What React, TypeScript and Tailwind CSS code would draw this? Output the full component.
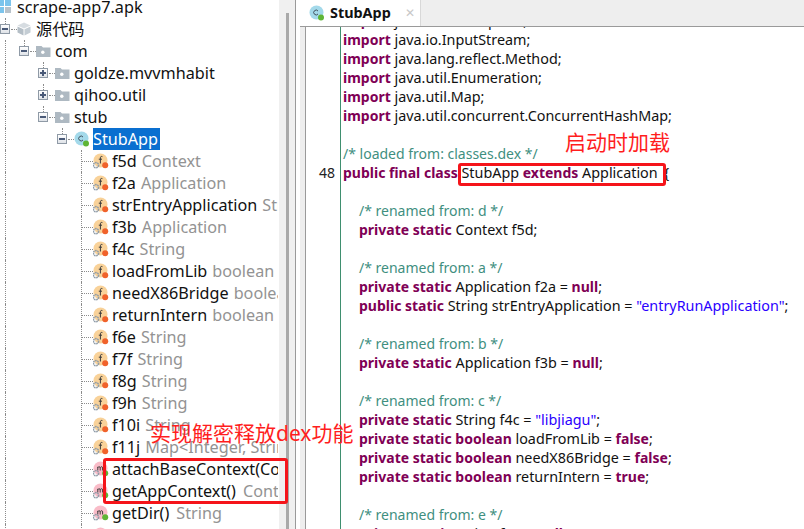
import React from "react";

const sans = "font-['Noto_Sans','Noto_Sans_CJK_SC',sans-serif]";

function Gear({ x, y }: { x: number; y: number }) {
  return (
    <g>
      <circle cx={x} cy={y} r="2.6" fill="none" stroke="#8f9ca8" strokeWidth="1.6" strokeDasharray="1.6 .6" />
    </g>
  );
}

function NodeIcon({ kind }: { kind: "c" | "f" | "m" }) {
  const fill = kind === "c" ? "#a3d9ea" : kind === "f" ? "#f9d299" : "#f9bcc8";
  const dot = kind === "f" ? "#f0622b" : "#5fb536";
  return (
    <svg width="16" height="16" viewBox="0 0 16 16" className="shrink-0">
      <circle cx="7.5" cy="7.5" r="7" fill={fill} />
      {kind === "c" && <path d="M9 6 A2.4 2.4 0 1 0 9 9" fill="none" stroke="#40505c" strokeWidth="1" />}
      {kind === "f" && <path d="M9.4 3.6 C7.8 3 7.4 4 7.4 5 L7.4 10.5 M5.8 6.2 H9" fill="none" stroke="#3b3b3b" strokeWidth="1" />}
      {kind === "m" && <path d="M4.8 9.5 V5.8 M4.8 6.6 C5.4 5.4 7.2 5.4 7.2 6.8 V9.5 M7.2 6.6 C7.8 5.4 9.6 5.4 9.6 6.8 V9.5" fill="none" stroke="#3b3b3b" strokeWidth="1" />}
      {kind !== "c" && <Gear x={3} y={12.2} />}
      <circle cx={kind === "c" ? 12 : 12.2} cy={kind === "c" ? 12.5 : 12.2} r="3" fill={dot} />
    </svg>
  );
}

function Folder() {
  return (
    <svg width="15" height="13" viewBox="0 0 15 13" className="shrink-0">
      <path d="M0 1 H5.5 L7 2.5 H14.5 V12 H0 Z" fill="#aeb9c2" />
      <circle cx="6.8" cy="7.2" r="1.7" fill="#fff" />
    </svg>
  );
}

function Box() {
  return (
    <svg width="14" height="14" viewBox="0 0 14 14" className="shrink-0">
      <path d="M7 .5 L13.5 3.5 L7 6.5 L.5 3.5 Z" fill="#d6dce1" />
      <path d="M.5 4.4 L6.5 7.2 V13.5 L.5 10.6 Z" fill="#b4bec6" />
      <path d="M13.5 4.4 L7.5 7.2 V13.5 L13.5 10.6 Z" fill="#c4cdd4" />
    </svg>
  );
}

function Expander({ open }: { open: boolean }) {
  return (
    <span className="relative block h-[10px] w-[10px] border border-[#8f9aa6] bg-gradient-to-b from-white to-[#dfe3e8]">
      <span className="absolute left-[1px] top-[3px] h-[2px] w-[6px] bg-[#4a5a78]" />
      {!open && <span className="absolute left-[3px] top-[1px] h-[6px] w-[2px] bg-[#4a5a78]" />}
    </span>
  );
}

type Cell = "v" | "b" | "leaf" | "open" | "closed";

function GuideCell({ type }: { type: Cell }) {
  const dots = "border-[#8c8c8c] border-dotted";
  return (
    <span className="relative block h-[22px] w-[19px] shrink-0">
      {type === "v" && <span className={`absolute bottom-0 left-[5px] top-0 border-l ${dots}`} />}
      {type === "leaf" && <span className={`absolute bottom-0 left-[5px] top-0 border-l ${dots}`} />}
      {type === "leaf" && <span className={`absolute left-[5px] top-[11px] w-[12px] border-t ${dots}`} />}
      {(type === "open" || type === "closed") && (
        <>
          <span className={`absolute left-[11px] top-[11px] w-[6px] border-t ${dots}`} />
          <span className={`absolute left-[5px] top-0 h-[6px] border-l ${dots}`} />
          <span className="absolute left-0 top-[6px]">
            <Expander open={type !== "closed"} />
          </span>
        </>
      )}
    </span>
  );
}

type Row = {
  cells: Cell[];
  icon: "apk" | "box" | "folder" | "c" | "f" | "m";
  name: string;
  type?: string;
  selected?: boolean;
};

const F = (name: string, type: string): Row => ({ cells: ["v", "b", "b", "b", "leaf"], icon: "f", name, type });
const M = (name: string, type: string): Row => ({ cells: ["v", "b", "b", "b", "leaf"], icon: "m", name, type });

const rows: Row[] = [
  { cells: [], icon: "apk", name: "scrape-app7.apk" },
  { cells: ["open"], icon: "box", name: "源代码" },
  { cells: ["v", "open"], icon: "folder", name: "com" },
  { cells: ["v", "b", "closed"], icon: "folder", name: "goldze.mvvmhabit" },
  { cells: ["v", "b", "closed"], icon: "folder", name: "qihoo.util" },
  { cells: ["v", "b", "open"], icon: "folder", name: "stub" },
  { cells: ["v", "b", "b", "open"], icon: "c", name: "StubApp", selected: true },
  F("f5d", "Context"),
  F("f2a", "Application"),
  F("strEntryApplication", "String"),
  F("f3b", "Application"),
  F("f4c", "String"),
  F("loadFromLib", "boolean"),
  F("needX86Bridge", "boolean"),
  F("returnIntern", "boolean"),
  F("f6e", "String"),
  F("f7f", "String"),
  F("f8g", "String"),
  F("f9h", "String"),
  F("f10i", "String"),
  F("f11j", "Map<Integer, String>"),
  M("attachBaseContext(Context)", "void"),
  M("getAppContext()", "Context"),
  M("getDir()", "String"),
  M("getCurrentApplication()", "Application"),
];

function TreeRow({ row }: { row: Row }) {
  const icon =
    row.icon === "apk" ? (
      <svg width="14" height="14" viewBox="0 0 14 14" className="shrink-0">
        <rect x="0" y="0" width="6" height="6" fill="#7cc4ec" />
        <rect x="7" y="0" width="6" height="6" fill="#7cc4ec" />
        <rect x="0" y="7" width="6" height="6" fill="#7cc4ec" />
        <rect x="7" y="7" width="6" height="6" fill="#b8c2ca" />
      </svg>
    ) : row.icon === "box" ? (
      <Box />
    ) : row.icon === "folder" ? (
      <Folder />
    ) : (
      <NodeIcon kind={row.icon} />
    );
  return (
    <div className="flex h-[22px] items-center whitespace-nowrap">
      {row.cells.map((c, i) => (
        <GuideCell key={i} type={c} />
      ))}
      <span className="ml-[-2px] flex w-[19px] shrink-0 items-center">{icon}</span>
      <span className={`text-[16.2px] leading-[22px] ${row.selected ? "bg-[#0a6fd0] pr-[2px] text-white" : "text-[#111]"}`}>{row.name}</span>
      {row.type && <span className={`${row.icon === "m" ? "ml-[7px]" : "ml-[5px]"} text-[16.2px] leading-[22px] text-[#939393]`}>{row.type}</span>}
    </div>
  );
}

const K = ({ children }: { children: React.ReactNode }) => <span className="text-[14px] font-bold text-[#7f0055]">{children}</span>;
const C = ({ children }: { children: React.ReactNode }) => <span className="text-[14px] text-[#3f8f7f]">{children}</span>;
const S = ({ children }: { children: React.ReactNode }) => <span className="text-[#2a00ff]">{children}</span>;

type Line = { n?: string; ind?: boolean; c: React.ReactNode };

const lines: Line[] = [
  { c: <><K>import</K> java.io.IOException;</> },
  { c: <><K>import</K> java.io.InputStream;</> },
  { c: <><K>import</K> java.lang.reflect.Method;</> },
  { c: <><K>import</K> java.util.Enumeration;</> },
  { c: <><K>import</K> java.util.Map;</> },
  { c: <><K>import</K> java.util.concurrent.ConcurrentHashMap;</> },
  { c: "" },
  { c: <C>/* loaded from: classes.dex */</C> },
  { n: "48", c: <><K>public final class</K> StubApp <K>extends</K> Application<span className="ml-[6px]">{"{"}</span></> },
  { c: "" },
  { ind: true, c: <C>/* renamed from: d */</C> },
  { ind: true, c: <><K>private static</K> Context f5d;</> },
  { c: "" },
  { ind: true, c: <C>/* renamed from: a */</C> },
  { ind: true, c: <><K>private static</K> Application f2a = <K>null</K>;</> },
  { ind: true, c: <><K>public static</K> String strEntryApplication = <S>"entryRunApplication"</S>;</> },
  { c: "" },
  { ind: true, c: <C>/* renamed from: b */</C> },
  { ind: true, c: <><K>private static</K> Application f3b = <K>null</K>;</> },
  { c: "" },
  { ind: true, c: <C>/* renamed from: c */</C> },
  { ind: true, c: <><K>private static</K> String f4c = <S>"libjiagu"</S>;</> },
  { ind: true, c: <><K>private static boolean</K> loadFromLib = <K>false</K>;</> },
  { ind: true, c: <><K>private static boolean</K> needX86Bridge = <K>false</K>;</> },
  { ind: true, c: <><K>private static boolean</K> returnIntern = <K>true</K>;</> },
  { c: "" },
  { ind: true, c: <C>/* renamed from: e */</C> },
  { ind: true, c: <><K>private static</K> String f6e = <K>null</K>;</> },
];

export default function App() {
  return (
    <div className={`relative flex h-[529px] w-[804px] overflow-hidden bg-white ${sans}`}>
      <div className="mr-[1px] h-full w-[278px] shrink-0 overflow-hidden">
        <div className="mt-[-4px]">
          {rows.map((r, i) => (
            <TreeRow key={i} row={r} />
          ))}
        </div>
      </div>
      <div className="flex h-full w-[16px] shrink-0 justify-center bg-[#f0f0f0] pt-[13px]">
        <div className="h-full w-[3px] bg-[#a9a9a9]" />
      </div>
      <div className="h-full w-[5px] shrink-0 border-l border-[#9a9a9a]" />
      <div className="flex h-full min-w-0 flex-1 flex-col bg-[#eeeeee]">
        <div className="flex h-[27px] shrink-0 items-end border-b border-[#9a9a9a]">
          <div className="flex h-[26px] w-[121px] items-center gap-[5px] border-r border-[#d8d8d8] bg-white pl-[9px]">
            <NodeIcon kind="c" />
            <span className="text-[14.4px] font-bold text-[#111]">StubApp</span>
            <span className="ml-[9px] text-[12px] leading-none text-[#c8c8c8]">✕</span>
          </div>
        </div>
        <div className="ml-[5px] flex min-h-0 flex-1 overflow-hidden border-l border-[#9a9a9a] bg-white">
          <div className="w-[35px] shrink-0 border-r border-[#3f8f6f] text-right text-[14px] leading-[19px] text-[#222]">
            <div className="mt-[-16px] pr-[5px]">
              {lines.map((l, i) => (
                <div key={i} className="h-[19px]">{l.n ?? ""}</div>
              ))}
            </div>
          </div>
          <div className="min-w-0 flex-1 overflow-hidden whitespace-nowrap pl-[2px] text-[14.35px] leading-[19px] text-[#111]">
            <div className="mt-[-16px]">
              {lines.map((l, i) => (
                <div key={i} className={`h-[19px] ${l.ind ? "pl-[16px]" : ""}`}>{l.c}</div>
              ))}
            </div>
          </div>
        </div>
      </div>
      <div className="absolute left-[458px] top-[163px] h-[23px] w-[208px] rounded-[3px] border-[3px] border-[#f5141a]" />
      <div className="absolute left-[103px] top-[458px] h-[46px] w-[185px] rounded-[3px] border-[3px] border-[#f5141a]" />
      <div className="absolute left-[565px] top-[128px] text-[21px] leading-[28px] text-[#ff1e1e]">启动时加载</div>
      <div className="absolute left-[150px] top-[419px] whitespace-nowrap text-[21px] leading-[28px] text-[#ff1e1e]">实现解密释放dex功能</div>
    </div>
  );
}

=-=-=

### Work to do
Using the listing, copy every line where the word "full" shows up.

### Result of this task
What React, TypeScript and Tailwind CSS code would draw this? Output the full component.
      <div className="mr-[1px] h-full w-[278px] shrink-0 overflow-hidden">
      <div className="flex h-full w-[16px] shrink-0 justify-center bg-[#f0f0f0] pt-[13px]">
        <div className="h-full w-[3px] bg-[#a9a9a9]" />
      <div className="h-full w-[5px] shrink-0 border-l border-[#9a9a9a]" />
      <div className="flex h-full min-w-0 flex-1 flex-col bg-[#eeeeee]">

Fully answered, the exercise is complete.